⟨

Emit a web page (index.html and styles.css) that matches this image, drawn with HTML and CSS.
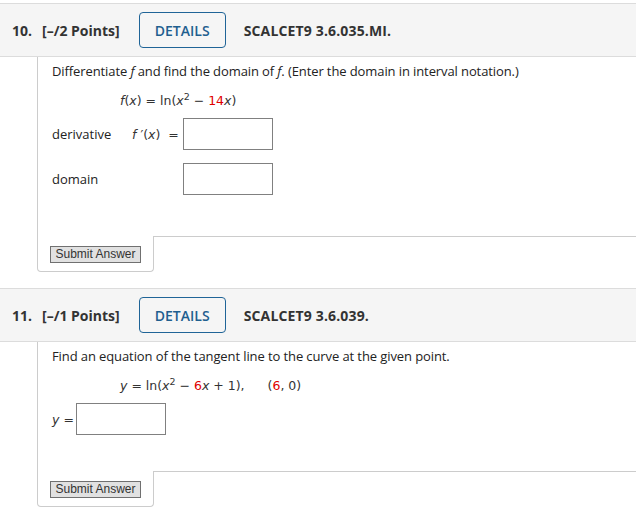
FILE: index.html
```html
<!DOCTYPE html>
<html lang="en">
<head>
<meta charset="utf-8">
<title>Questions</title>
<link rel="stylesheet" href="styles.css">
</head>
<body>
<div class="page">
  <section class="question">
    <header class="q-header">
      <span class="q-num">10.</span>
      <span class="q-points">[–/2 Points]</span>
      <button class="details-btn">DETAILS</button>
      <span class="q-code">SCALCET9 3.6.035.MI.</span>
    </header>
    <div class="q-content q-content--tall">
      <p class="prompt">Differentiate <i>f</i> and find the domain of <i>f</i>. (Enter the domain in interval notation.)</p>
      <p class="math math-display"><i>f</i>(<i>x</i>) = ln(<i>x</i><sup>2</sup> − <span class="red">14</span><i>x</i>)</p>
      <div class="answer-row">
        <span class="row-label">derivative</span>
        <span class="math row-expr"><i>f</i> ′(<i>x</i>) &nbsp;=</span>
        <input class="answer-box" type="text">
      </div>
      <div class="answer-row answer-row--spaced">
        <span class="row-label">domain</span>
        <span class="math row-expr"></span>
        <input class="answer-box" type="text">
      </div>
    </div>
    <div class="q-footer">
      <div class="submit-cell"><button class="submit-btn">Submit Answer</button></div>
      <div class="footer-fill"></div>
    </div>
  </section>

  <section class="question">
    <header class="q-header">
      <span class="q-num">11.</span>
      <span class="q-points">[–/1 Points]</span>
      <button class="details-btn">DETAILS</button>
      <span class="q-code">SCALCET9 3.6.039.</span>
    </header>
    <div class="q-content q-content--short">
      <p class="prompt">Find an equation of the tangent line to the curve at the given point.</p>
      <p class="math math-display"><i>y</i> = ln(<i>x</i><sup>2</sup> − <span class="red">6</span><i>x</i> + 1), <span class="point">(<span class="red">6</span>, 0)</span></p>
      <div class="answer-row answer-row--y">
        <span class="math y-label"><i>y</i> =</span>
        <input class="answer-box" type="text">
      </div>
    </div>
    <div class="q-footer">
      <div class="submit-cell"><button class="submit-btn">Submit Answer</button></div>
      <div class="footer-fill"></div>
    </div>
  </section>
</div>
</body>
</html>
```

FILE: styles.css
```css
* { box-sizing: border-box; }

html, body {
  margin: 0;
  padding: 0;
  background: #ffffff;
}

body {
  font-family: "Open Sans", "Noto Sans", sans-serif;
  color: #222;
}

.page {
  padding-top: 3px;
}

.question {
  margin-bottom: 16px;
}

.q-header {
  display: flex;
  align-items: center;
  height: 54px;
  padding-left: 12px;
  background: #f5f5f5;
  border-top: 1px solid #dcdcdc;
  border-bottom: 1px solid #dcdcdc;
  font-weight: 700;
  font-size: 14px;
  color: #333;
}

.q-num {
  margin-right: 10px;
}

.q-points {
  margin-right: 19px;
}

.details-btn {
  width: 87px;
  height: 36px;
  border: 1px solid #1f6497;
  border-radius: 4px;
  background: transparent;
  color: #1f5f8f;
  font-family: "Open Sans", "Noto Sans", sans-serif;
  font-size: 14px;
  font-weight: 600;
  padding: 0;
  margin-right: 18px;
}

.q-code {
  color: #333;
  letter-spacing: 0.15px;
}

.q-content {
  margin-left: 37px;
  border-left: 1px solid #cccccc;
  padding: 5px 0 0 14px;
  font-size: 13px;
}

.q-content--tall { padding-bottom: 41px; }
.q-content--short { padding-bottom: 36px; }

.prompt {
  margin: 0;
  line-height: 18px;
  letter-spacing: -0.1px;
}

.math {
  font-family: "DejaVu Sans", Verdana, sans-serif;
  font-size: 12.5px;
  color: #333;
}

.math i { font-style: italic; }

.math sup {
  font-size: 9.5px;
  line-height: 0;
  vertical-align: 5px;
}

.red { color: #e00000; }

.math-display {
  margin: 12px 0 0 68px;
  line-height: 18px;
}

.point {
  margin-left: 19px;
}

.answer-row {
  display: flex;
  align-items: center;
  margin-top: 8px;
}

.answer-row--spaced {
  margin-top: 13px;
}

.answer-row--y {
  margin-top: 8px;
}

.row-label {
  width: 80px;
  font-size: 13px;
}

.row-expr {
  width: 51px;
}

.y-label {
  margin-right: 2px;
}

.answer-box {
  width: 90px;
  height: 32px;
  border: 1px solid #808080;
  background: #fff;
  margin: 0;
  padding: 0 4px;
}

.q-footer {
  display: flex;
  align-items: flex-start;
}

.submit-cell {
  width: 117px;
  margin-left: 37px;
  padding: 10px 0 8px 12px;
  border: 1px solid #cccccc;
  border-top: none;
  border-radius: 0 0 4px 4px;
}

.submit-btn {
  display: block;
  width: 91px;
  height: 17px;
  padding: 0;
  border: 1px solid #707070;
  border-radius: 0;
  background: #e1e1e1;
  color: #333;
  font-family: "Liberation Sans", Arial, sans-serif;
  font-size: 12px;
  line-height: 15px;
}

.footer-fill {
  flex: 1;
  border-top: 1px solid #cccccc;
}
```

⟩
⟨

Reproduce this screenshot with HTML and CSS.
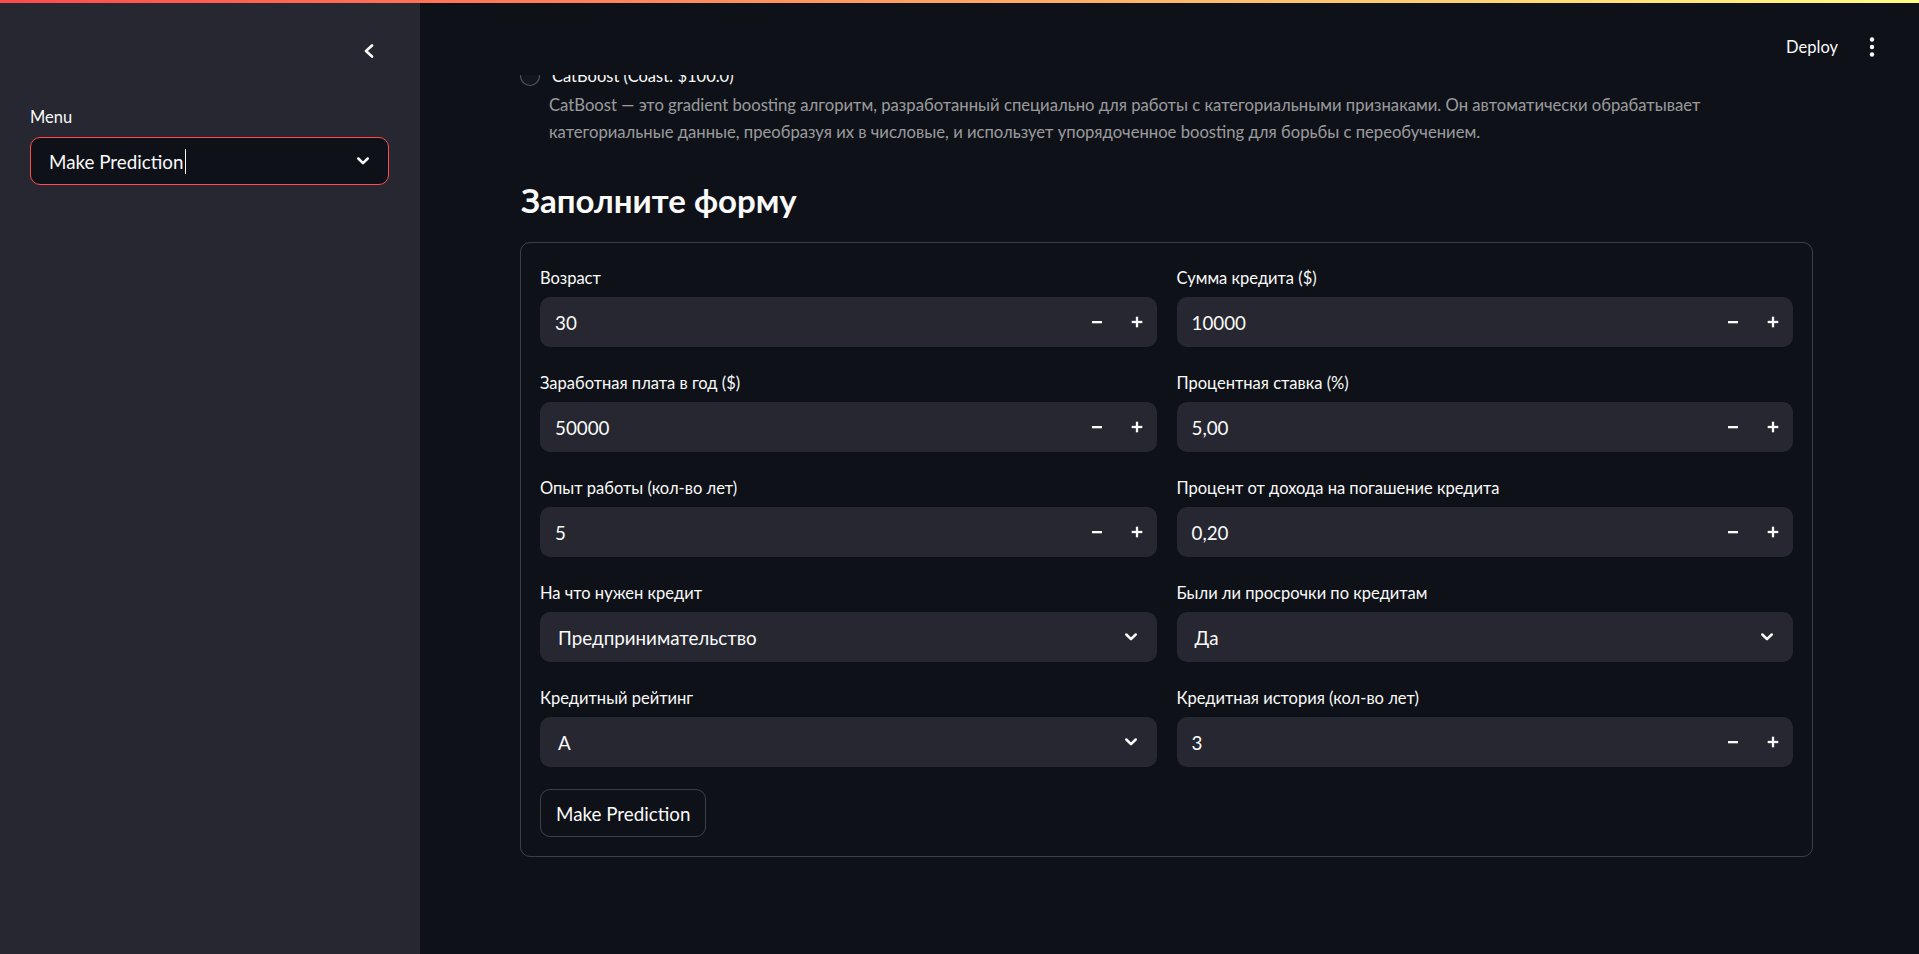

⟩

→ TASK: Search the data above for the string "styles" and copy each line that has it.

→ ANSWER FOR THIS EXERCISE:
Emit a web page (index.html and styles.css) that matches this image, drawn with HTML and CSS.
<link rel="stylesheet" href="styles.css">
FILE: styles.css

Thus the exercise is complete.